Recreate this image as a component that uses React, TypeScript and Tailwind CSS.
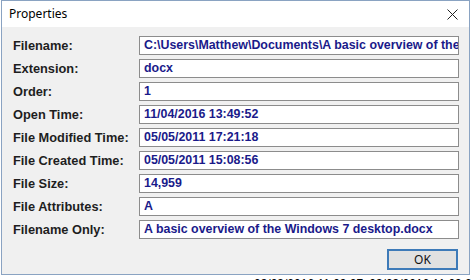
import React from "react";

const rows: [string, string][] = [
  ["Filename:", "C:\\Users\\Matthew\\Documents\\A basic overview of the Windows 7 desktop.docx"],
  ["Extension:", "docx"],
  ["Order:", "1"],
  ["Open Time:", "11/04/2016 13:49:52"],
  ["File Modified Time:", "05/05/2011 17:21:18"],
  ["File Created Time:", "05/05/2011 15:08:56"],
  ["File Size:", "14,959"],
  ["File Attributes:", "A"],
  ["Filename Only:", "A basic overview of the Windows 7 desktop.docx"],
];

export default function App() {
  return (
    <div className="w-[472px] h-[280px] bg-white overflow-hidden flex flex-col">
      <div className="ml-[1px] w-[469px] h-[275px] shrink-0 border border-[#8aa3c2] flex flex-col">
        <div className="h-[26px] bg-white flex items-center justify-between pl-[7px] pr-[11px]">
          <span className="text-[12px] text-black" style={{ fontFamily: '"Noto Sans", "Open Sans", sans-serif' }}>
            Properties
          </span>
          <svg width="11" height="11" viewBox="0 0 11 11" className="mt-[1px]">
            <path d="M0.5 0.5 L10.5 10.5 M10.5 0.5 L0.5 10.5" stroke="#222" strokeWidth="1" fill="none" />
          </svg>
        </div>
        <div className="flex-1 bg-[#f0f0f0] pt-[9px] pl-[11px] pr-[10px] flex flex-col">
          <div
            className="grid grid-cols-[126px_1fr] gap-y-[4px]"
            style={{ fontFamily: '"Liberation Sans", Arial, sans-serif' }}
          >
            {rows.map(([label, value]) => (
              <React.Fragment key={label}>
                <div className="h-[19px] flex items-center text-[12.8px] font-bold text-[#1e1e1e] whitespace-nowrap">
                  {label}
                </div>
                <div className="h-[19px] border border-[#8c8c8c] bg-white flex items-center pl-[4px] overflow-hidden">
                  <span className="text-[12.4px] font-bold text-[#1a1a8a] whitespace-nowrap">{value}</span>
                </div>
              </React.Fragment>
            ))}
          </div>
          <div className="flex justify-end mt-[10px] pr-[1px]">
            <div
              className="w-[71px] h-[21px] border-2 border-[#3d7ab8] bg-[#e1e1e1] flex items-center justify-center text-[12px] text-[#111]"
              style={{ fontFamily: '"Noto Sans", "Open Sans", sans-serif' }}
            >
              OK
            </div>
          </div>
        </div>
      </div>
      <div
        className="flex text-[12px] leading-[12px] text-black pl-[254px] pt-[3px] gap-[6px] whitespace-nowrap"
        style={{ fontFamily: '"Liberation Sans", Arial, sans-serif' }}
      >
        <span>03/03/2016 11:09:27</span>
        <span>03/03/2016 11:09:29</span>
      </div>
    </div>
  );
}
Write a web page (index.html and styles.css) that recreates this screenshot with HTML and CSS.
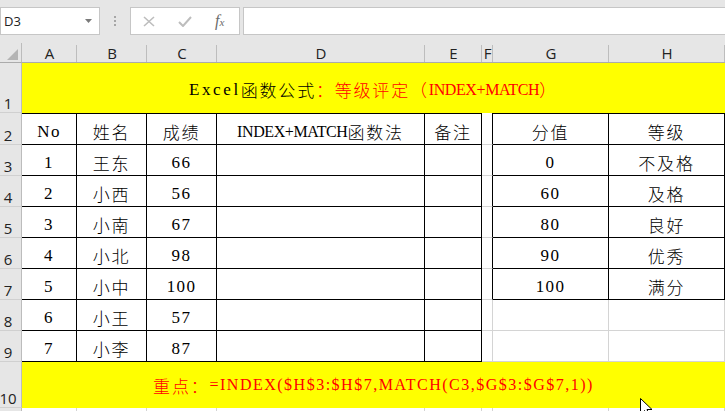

•••

- _Stated exercise_
Omit every picture, and please return the entries exactly from the first line through the line with "import React from", both included.

- _Full answer_
Recreate this image as a component that uses React, TypeScript and Tailwind CSS.
import React from "react";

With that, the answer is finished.